Citing BJMP data, he said a total of 46,107 detainees can participate in the 2010 elections.

Recognizing their right, Comelec has launched its first voters’ registration for detainees in their respective facilities nationwide and this will go on until the last day of
voters’ registration on October 31, Sarmiento said.

“By the numbers, detainee votes are crucial to make a local candidate win because every single vote counts in local polls wherein a candidate usually wins by a slim margin of 20 or 50 votes.
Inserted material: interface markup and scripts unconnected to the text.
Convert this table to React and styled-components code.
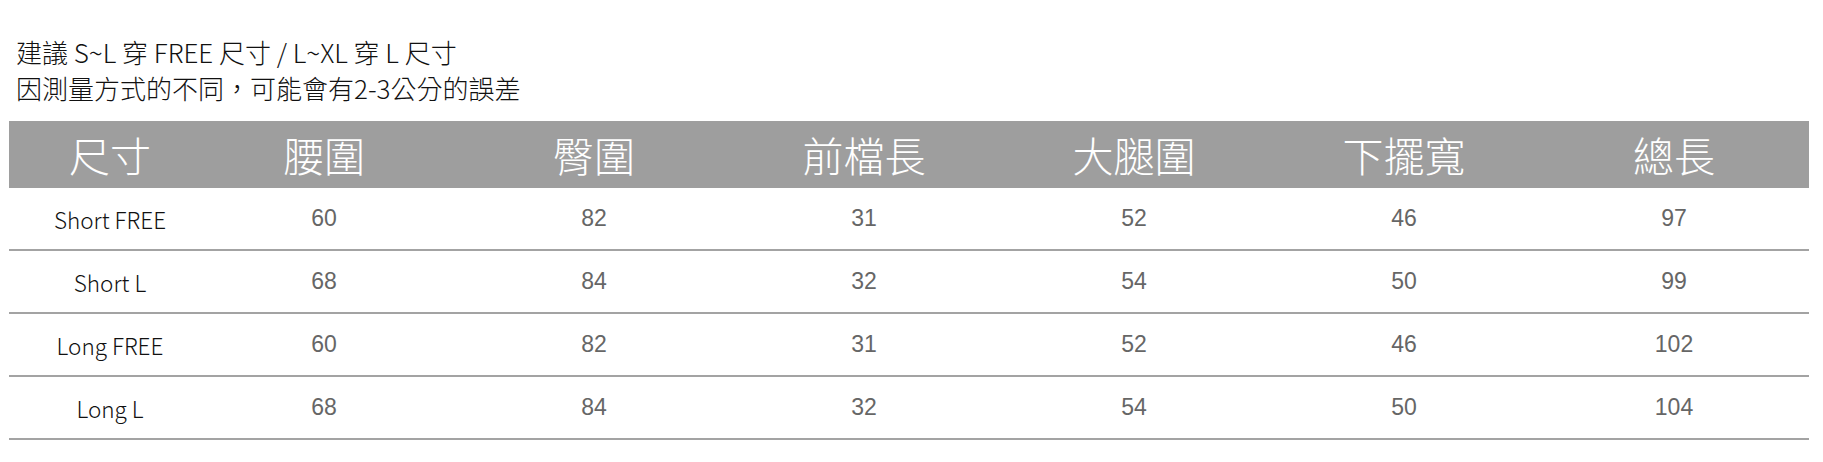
import React from "react";
import styled, { createGlobalStyle } from "styled-components";

const GlobalStyle = createGlobalStyle`
  body {
    margin: 0;
    background: #fff;
    font-family: "Noto Sans CJK TC", "Noto Sans", sans-serif;
  }
`;

const Page = styled.div`
  padding: 34px 14px 0 9px;
  width: 1800px;
`;

const Note = styled.div`
  padding-left: 7px;
  font-size: 26px;
  font-weight: 300;
  line-height: 36px;
  color: #111;
`;

const SizeTable = styled.table`
  width: 1800px;
  margin-top: 15px;
  border-collapse: collapse;
  table-layout: fixed;
`;

const HeadCell = styled.th`
  box-sizing: border-box;
  width: ${(props) => (props.first ? "180px" : "270px")};
  height: 67px;
  padding: 0 0 0 ${(props) => (props.first ? "22px" : "0")};
  background: #9e9e9e;
  color: #fff;
  font-weight: 300;
  font-size: 41px;
  line-height: 1;
  text-align: center;
  font-family: "Noto Sans CJK TC", sans-serif;
`;

const Row = styled.tr`
  border-bottom: 2px solid #a3a3a3;
`;

const SizeCell = styled.td`
  box-sizing: border-box;
  height: 61px;
  padding: 0 0 0 22px;
  text-align: center;
  font-size: 22.5px;
  font-weight: 300;
  color: #111;
  font-family: "Noto Sans CJK TC", sans-serif;
`;

const ValueCell = styled.td`
  height: 61px;
  padding: 0;
  text-align: center;
  font-size: 23px;
  color: #666;
  font-family: "Liberation Sans", Arial, sans-serif;
`;

const headers = ["尺寸", "腰圍", "臀圍", "前檔長", "大腿圍", "下擺寬", "總長"];

const rows = [
  ["Short FREE", 60, 82, 31, 52, 46, 97],
  ["Short L", 68, 84, 32, 54, 50, 99],
  ["Long FREE", 60, 82, 31, 52, 46, 102],
  ["Long L", 68, 84, 32, 54, 50, 104],
];

export default function App() {
  return (
    <>
      <GlobalStyle />
      <Page>
        <Note>建議 S~L 穿 FREE 尺寸 / L~XL 穿 L 尺寸</Note>
        <Note>因測量方式的不同，可能會有2-3公分的誤差</Note>
        <SizeTable>
          <thead>
            <tr>
              {headers.map((h, i) => (
                <HeadCell key={h} first={i === 0}>
                  {h}
                </HeadCell>
              ))}
            </tr>
          </thead>
          <tbody>
            {rows.map((r) => (
              <Row key={r[0]}>
                <SizeCell>{r[0]}</SizeCell>
                {r.slice(1).map((v, i) => (
                  <ValueCell key={i}>{v}</ValueCell>
                ))}
              </Row>
            ))}
          </tbody>
        </SizeTable>
      </Page>
    </>
  );
}
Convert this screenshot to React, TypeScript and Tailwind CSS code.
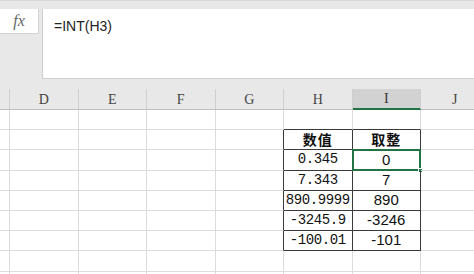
import React from "react";

const cols = ["D", "E", "F", "G", "H", "I", "J"];

const data: [string, string][] = [
  ["数值", "取整"],
  ["0.345", "0"],
  ["7.343", "7"],
  ["890.9999", "890"],
  ["-3245.9", "-3246"],
  ["-100.01", "-101"],
];

function cellBorder(row: number, col: number) {
  // table sits in rows 1..6 (body index), columns H (4) and I (5)
  const inTable = row >= 1 && row <= 6 && (col === 4 || col === 5);
  const leftOfTable = row >= 1 && row <= 6 && col === 3;
  const aboveTable = row === 0 && (col === 4 || col === 5);
  const right = inTable || leftOfTable ? "border-r-[#3a3a3a]" : "border-r-[#dcdcdc]";
  const bottom = inTable || aboveTable ? "border-b-[#3a3a3a]" : "border-b-[#dcdcdc]";
  return `${right} ${bottom}`;
}

export default function App() {
  const rows = Array.from({ length: 9 }, (_, i) => i);

  return (
    <div className="w-[474px] h-[274px] overflow-hidden bg-white select-none">
      {/* formula bar */}
      <div className="bg-[#e8e8e8] pt-[8px] pb-[10px] border-t border-t-[#d9d9d9]">
        <div className="flex h-[70px]">
          <div className="w-[39px] h-[25px] bg-white border-r border-b border-[#d4d4d4] flex items-center justify-center">
            <span className="text-[16px] italic text-[#666] font-['Liberation_Serif',serif] leading-none">
              fx
            </span>
          </div>
          <div className="ml-[3px] flex-1 bg-white border-l border-b border-[#d0d0d0] pl-[11px] pt-[4px]">
            <span className="text-[14px] leading-[20px] text-[#222] font-['Liberation_Sans','Noto_Sans',sans-serif]">
              =INT(H3)
            </span>
          </div>
        </div>
      </div>

      {/* column header */}
      <div className="flex h-[21px] bg-[#e8e8e8] border-b border-b-[#bfbfbf] font-['Liberation_Serif',serif] text-[14px] text-[#444]">
        <div className="w-[10px] shrink-0 border-r border-r-[#cfcfcf]" />
        {cols.map((c) =>
          c === "I" ? (
            <div
              key={c}
              className="w-[68.5px] shrink-0 bg-[#d2d2d2] border-r border-r-[#cfcfcf] border-b-2 border-b-[#217346] -mb-[1px] flex items-center justify-center text-[#333]"
            >
              {c}
            </div>
          ) : (
            <div
              key={c}
              className="w-[68.5px] shrink-0 border-r border-r-[#cfcfcf] flex items-center justify-center"
            >
              {c}
            </div>
          )
        )}
      </div>

      {/* grid body */}
      <div className="bg-white">
        {rows.map((r) => (
          <div key={r} className="flex h-[20.2px]">
            <div className="w-[10px] shrink-0 border-r border-b border-r-[#dcdcdc] border-b-[#dcdcdc]" />
            {cols.map((c, ci) => {
              const val =
                r >= 1 && r <= 6 && (c === "H" || c === "I")
                  ? data[r - 1][c === "H" ? 0 : 1]
                  : null;
              const header = r === 1;
              const selected = r === 2 && c === "I";
              return (
                <div
                  key={c}
                  className={`relative w-[68.5px] shrink-0 border-r border-b ${cellBorder(r, ci)} flex items-center justify-center whitespace-nowrap text-[#111] ${
                    header
                      ? "font-['Noto_Sans_CJK_SC',sans-serif] font-bold text-[14px] tracking-[1px]"
                      : c === "H"
                        ? "font-['Liberation_Mono','Noto_Sans_CJK_SC',monospace] text-[14px] tracking-[-0.4px]"
                        : "font-['Liberation_Sans',sans-serif] text-[15px]"
                  }`}
                >
                  {val}
                  {selected && (
                    <div className="absolute -left-[1px] -top-[1px] -right-[1px] -bottom-[1px] border-2 border-[#217346]">
                      <div className="absolute -right-[4px] -bottom-[4px] w-[5px] h-[5px] bg-[#217346] border border-white" />
                    </div>
                  )}
                </div>
              );
            })}
          </div>
        ))}
      </div>
    </div>
  );
}
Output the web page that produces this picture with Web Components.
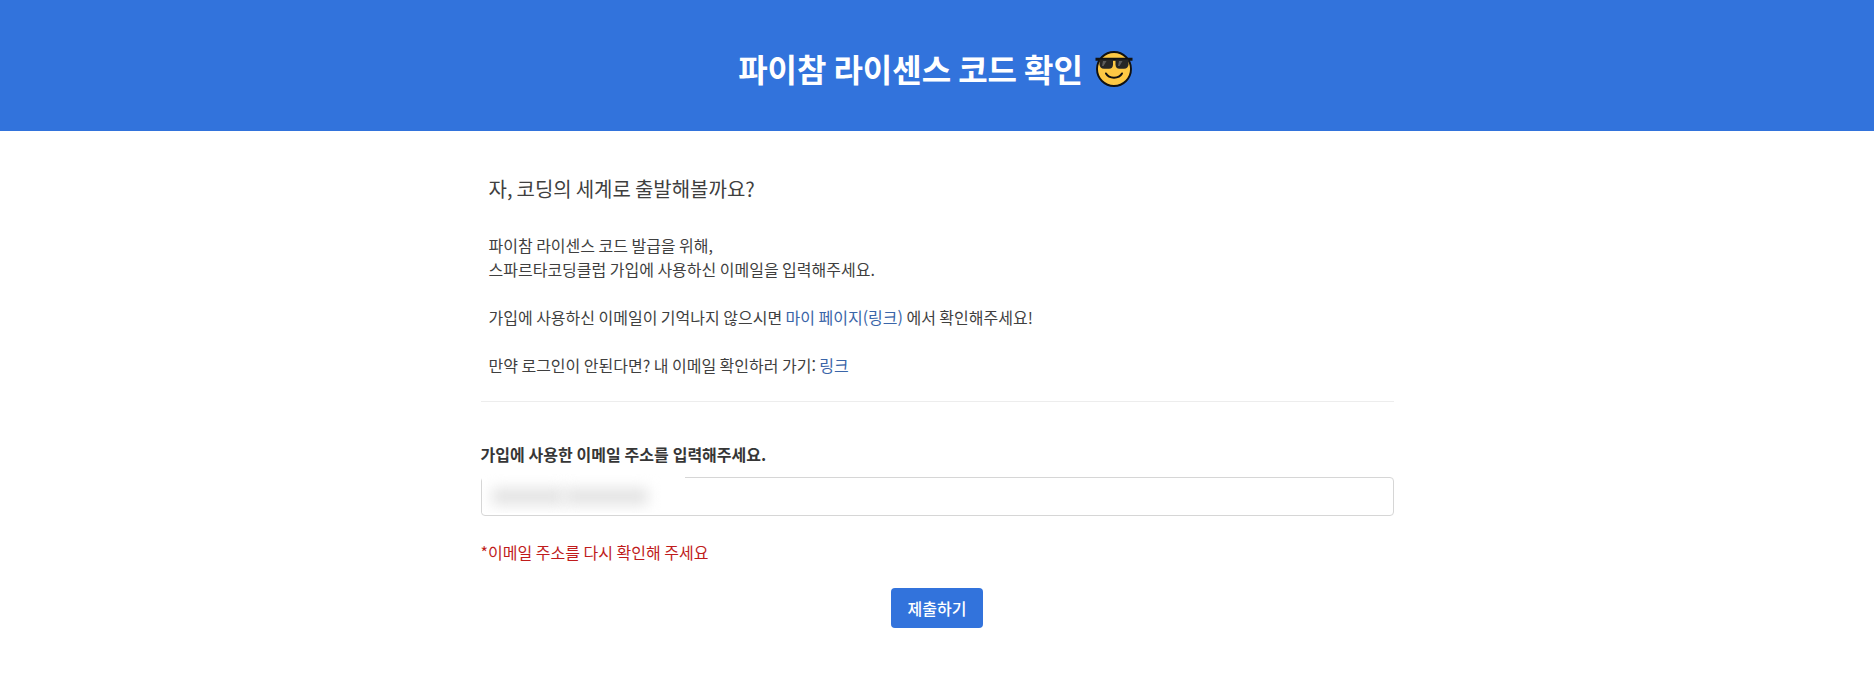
<!DOCTYPE html>
<html lang="ko">
<head>
<meta charset="utf-8">
<title>파이참 라이센스 코드 확인</title>
<style>
  html, body {
    margin: 0;
    background: #fff;
    color: #3f3f3f;
    font-family: "Noto Sans CJK KR", "Noto Sans", sans-serif;
    font-size: 16px;
    line-height: 1.5;
  }
</style>
</head>
<body>
<license-header>파이참 라이센스 코드 확인</license-header>
<license-page>
  <intro-panel>
    <span slot="title">자, 코딩의 세계로 출발해볼까요?</span>
    파이참 라이센스 코드 발급을 위해,<br>
    스파르타코딩클럽 가입에 사용하신 이메일을 입력해주세요.<br><br>
    가입에 사용하신 이메일이 기억나지 않으시면 <a href="#" style="color:#3a65a8;text-decoration:none">마이 페이지(링크)</a> 에서 확인해주세요!<br><br>
    만약 로그인이 안된다면? 내 이메일 확인하러 가기: <a href="#" style="color:#3a65a8;text-decoration:none">링크</a>
  </intro-panel>
  <email-form>
    <span slot="label">가입에 사용한 이메일 주소를 입력해주세요.</span>
    <span slot="error">*이메일 주소를 다시 확인해 주세요</span>
    <span slot="submit">제출하기</span>
  </email-form>
</license-page>

<script>
  const headerTemplate = document.createElement("template");
  headerTemplate.innerHTML = `
    <style>
      :host {
        display: block;
        background-color: #3273dc;
      }
      header {
        height: 131px;
        padding-top: 5px;
        box-sizing: border-box;
        display: flex;
        align-items: center;
        justify-content: center;
        gap: 13px;
      }
      h1 {
        margin: 0;
        color: #fff;
        font-size: 32px;
        font-weight: 700;
        line-height: 48px;
        word-spacing: -2px;
      }
      svg {
        width: 36px;
        height: 36px;
        margin-right: 4px;
        margin-top: 2px;
        overflow: visible;
      }
    </style>
    <header>
      <h1><slot></slot></h1>
      <svg viewBox="0 0 36 36" aria-hidden="true">
        <circle cx="18" cy="18" r="17" fill="#fdc844" stroke="#111" stroke-width="1.9"/>
        <path d="M-.5 6.800H36.500V9.800H-.5z" fill="#111"/>
        <path d="M3.500 8.500H17V13.500C17 16.300 15.500 17.800 13 17.800H8C5.300 17.800 3.500 15.800 3.500 13.200Z" fill="#262626"/>
        <path d="M19.500 8.500H32.500V13.200C32.500 15.800 30.700 17.800 28 17.800H23.500C21 17.800 19.500 16.300 19.500 13.500Z" fill="#262626"/>
        <path d="M7 10H10.500L7.500 15H6ZM23 10H26.500L23.500 15H22Z" fill="#5c5c5c"/>
        <path d="M10 22.500C13 28 23 28 26 22.500" fill="none" stroke="#111" stroke-width="2" stroke-linecap="round"/>
      </svg>
    </header>
  `;

  class LicenseHeader extends HTMLElement {
    constructor() {
      super();
      this.attachShadow({mode: "open"});
      this.shadowRoot.appendChild(headerTemplate.content.cloneNode(true));
    }
  }

  const pageTemplate = document.createElement("template");
  pageTemplate.innerHTML = `
    <style>
      :host {
        display: block;
        width: 913px;
        margin: 0 auto;
      }
    </style>
    <slot></slot>
  `;

  class LicensePage extends HTMLElement {
    constructor() {
      super();
      this.attachShadow({mode: "open"});
      this.shadowRoot.appendChild(pageTemplate.content.cloneNode(true));
    }
  }

  const introTemplate = document.createElement("template");
  introTemplate.innerHTML = `
    <style>
      :host {
        display: block;
        padding: 43px 8px 24px;
        border-bottom: 1px solid #ededed;
        word-spacing: -1px;
      }
      h2 {
        margin: 0 0 29px;
        font-size: 20px;
        font-weight: 400;
        line-height: 30px;
        color: #3f3f3f;
        word-spacing: -1.6px;
      }
    </style>
    <h2><slot name="title"></slot></h2>
    <slot></slot>
  `;

  class IntroPanel extends HTMLElement {
    constructor() {
      super();
      this.attachShadow({mode: "open"});
      this.shadowRoot.appendChild(introTemplate.content.cloneNode(true));
    }
  }

  const formTemplate = document.createElement("template");
  formTemplate.innerHTML = `
    <style>
      :host {
        display: block;
        padding-top: 40px;
      }
      label {
        display: block;
        color: #363636;
        font-weight: 700;
        margin-bottom: 11px;
        word-spacing: -.6px;
      }
      .field {
        position: relative;
        height: 39px;
        box-sizing: border-box;
        border: 1px solid #d6d6d6;
        border-radius: 4px;
        background: #fff;
      }
      /* the address in the screenshot is blurred out */
      .smudge {
        position: absolute;
        left: 0;
        top: -5px;
        width: 203px;
        height: 40px;
        background: #fff;
        overflow: hidden;
      }
      .smudge i {
        position: absolute;
        top: 15px;
        height: 17px;
        background: #e3e3e3;
        filter: blur(7px);
      }
      .error {
        color: #c01c1c;
        margin-top: 24px;
        word-spacing: -.9px;
      }
      .actions {
        display: flex;
        justify-content: center;
        margin-top: 24px;
      }
      button {
        width: 92px;
        height: 40px;
        border: 0;
        border-radius: 4px;
        background: #3273dc;
        color: #fff;
        font: 500 16px/24px "Noto Sans CJK KR", "Noto Sans", sans-serif;
        padding: 0;
      }
    </style>
    <label><slot name="label"></slot></label>
    <div class="field">
      <div class="smudge">
        <i style="left:10px;width:72px"></i>
        <i style="left:82px;width:84px"></i>
      </div>
    </div>
    <div class="error"><slot name="error"></slot></div>
    <div class="actions"><button type="button"><slot name="submit"></slot></button></div>
  `;

  class EmailForm extends HTMLElement {
    constructor() {
      super();
      this.attachShadow({mode: "open"});
      this.shadowRoot.appendChild(formTemplate.content.cloneNode(true));
    }
  }

  customElements.define("license-header", LicenseHeader);
  customElements.define("license-page", LicensePage);
  customElements.define("intro-panel", IntroPanel);
  customElements.define("email-form", EmailForm);
</script>
</body>
</html>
We hope aspiring candidates would campaign among detainees and listen to their issues,” he said.

Comelec, together with BJMP, has started in mid-July its nationwide mobile satellite voter’s registration for detainees, including the 22,581 who have not yet registered and 1,933 who were de-listed after failing to vote in the past two elections.

The detainee registration and voting project will only cover detainees who are residents of the municipality where they are incarcerated because the law requires a six-month residency for a person to vote in a municipality.

This means that about 14, 364 detainees still cannot vote in 2010 as they are detained in a facility located outside of, or far from, the district of their voting precinct, said Sarmiento.

After the detainee voting in 2010, BJMP chief General Rosendo Dial, said the Comelec will push for expanding the scope of detainee voting to cover all who are eligible to vote by lobbying in Congress that detainees be included in the local absentee voting law.

For detainee registration, Comelec election officers set up mobile satellite registration within the BJMP camp facilities with about 200 detainees who are eligible to register for the 2010 polls; for those facilities with below 200 detainees, an off-site registration is
implemented, by which detainees are escorted by BJMP to regular polling precincts to process applications until the registration deadline on October 31.

There will be escorted voting for detainees in the 2010 polls, wherein registered detainees must obtain a court order so they may be allowed to cast ballots on Election Day in the precincts where they are registered while being escorted by a BJMP personnel.

In another interview, BJMP-Metro Manila regional director Serafin Barreto said BJMP, which presently has an actual force of 7,414, can provide the security arrangements for both escorted detainee registration and voting.

Dial added that the Philippine National Police can be tapped to augment the force for road security when detainees are escorted from their facilities to polling precincts and back.

Manila City Jail detainee Elias Gonzales, 41, lauded the detainee voting project and hoped this will allow him and fellow inmates to participate and choose the next local officials for their municipality and voice their plight in detainee facilities to candidates.

Distribution per region of detainees who can vote in 2010 are as follows: Ilocos Region, 1,416; Cagayan Valley, 855; Central Luzon, 3,345; Calabarzon, 6,167; Mimaropa, 537; Bicol Region, 1,013; Western Visayas, 537; Central Visayas, 4,645; Eastern Visayas, 1,107; Zamboanga Peninsula, 2,482; Northern Mindanao, 2,087; Davao Region, 1,627; Soccsksargen, 1,326; Caraga, 541; Autonomous Region in Muslim Mindanao, 248; National Capital Region, 16, 872; and Cordillera Administrative Region, 570.